The Reverend Patricia Hart is a Unitarian Universalist minister and consultant, whose work is focused on change and growth in congregations. In addition to almost two decades as a congregational consultant and facilitator, Tricia has served five congregations in New England and Pennsylvania as a parish minister. She currently serves the Unitarian Universalist Church in Lancaster, Pennsylvania as Co-Minister with her husband, the Rev. Peter Newport. Before being settled in Lancaster in 2006, her pastorates were all intentionally short-term ministries, where she gathered experience in the special challenges facing congregations in transition. And for many years before that, Tricia was an active lay leader in her congregation in Yarmouth, Maine, where she first learned about fundraising, capital campaigns, and what happens when you don’t fix the roof.
Frankie Price Stern is a long term member of the Community Church of Chapel Hill, UU. She recently resigned after ten years as both a stewardship consultant for the Unitarian Universalist Association and a compensation consultant for the Thomas Jefferson District. In 1996 she retired at age 52 from IBM after 30 years. While at IBM she was an original member of the team that developed and announced the IBM Personal Computer in 1981, and then worked with worldwide PC market research and strategic planning both in the US and Europe. Her UUA consulting has focused on the careful growth planning and more abundant resources needed by our many energized mission based congregations. Today she continues her passion for spreading Generosity Spirituality.
Dave Rickard is one of the original Congregational Stewardship Consultants, having started this work in 1985. In that period he has worked with over 140 of our congregations, helping with strategic planning, annual budget drives, capital campaigns, and endowment funds. He estimates that he has raised over $35 million in capital campaigns.

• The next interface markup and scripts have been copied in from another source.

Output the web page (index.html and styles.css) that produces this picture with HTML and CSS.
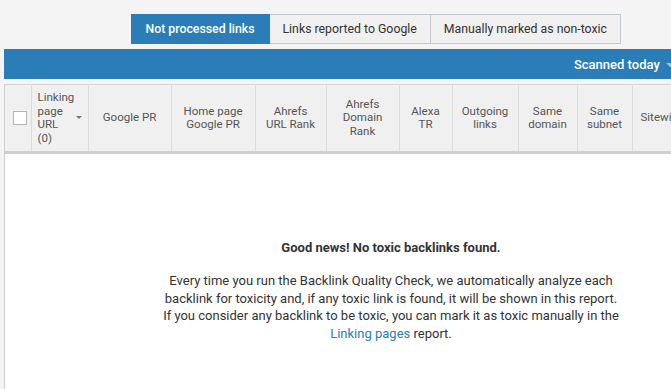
FILE: index.html
```html
<!DOCTYPE html>
<html lang="en">
<head>
    <meta charset="UTF-8">
    <title>Backlink Audit - Toxic links</title>
    <link rel="stylesheet" href="styles.css">
</head>
<body>

    <!-- Tabs -->
    <div class="tabs">
        <button class="tab active">Not processed links</button>
        <button class="tab">Links reported to Google</button>
        <button class="tab">Manually marked as non-toxic</button>
    </div>

    <!-- Blue toolbar -->
    <div class="toolbar">
        <span class="filter">Scanned today <span class="caret"></span></span>
    </div>

    <!-- Table -->
    <div class="report">
        <table class="grid">
            <colgroup>
                <col style="width:26px">
                <col style="width:57px">
                <col style="width:83px">
                <col style="width:84px">
                <col style="width:71px">
                <col style="width:73px">
                <col style="width:53px">
                <col style="width:66px">
                <col style="width:59px">
                <col style="width:55px">
                <col style="width:80px">
            </colgroup>
            <thead>
                <tr>
                    <th><span class="checkbox"></span></th>
                    <th class="sortable">Linking page URL (0)<span class="sort-caret"></span></th>
                    <th>Google PR</th>
                    <th>Home page Google PR</th>
                    <th>Ahrefs URL Rank</th>
                    <th>Ahrefs Domain Rank</th>
                    <th>Alexa TR</th>
                    <th>Outgoing links</th>
                    <th>Same domain</th>
                    <th>Same subnet</th>
                    <th class="left">Sitewide</th>
                </tr>
            </thead>
        </table>

        <div class="empty">
            <div class="empty-title">Good news! No toxic backlinks found.</div>
            <p class="empty-text">
                Every time you run the Backlink Quality Check, we automatically analyze each
                backlink for toxicity and, if any toxic link is found, it will be shown in this report.
                If you consider any backlink to be toxic, you can mark it as toxic manually in the
                <a href="#">Linking pages</a> report.
            </p>
        </div>
    </div>

</body>
</html>
```

FILE: styles.css
```css
/* General */
body {
    margin: 0;
    background-color: #f4f4f4;
    font-family: Roboto, "Liberation Sans", Arial, sans-serif;
    color: #333;
    overflow: hidden;
    height: 389px;
}

/* Tabs */
.tabs {
    display: flex;
    justify-content: flex-end;
    padding: 14px 50px 0 0;
    margin-bottom: 5px;
}

.tab {
    height: 30px;
    padding: 0 13px;
    border: 1px solid #c3c8ce;
    border-left: none;
    background-color: #f0f0f0;
    color: #333;
    font-family: inherit;
    font-size: 12.3px;
    cursor: pointer;
}

.tab.active {
    background-color: #2a7db6;
    border-color: #2a7db6;
    color: white;
    font-weight: 500;
    padding: 0 14px;
}

/* Blue toolbar */
.toolbar {
    margin-left: 4px;
    height: 30px;
    background-color: #2a7db6;
    display: flex;
    align-items: center;
    justify-content: flex-end;
    overflow: hidden;
}

.filter {
    color: white;
    font-size: 13px;
    font-weight: 500;
    white-space: nowrap;
    margin-right: -3px;
}

.caret {
    display: inline-block;
    margin-left: 3px;
    vertical-align: middle;
    border-left: 4px solid transparent;
    border-right: 4px solid transparent;
    border-top: 4px solid #9dc3e0;
}

/* Report table */
.report {
    margin-top: 5px;
    margin-left: 4px;
    border-left: 1px solid #cfcfcf;
    background-color: white;
    height: 305px;
    overflow: hidden;
}

.grid {
    border-collapse: collapse;
    table-layout: fixed;
    width: 707px;
}

.grid th {
    height: 66px;
    padding: 0 8px;
    background-color: #f0f0f0;
    border-top: 1px solid #d6d6d6;
    border-right: 1px solid #dcdcdc;
    border-bottom: 3px solid #cfcfcf;
    color: #555;
    font-size: 11.5px;
    font-weight: normal;
    line-height: 13.5px;
    text-align: center;
}

.grid th.sortable {
    position: relative;
    text-align: left;
    padding: 0 14px 0 6px;
}

.grid th.left {
    text-align: left;
}

.sort-caret {
    position: absolute;
    right: 6px;
    top: 31px;
    border-left: 3px solid transparent;
    border-right: 3px solid transparent;
    border-top: 3px solid #777;
}

.checkbox {
    display: block;
    width: 12px;
    height: 12px;
    margin: 0 auto;
    border: 1px solid #b5b5b5;
    background-color: white;
}

/* Empty state */
.empty {
    width: 772px;
    text-align: center;
    padding-top: 86px;
}

.empty-title {
    font-size: 13px;
    font-weight: bold;
    color: #333;
}

.empty-text {
    width: 460px;
    margin: 17px auto 0;
    font-size: 13px;
    line-height: 17.6px;
    color: #333;
}

.empty-text a {
    color: #2a7db6;
    text-decoration: none;
}
```
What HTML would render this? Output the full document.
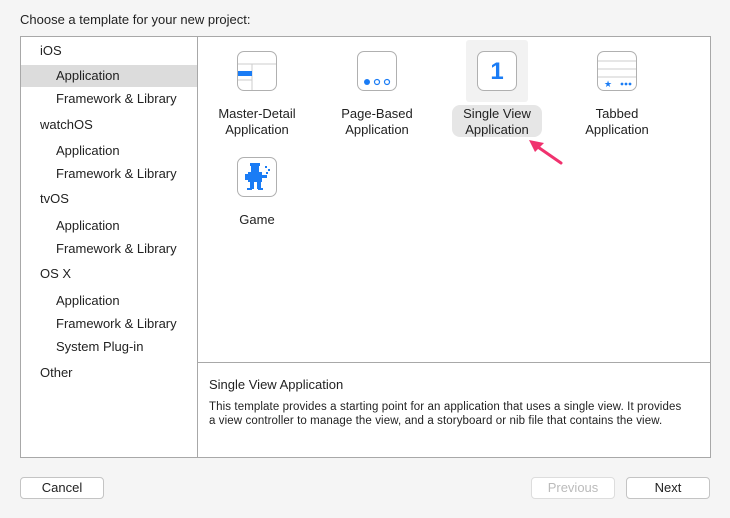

Larry Wheeler has been a UU since 1967, and a member of the Westport, CT, Needham, MA, Atlanta, GA and Asheville, NC congregations. He has served the UU movement on the local, regional and continental levels, including being a UUA Trustee from 1981-89, serving on the Finance Committee for all eight years and chairing it the last four. He helped start The Mountain Retreat & Learning Center in 1979 and returned to the staff in 1997 as their Development Director. He left The Mountain in early 2004 to devote 100% of his time to the UU Fund Raising Consulting Program, which he had joined, part-time in 1993. He has been involved with over 100 UU congregations in that time period with Assessment Workshops, Strategic Planning, Financial Feasibility Studies, Annual Budget Drives, and Capital Campaigns. He is married to Nancy Heath who also was a part of The Mountain staff and is now retired. They live in Asheville, NC and enjoy the out of doors, particularly hiking and white water canoeing. They now volunteer at The Mountain. Together they have 5 grand children.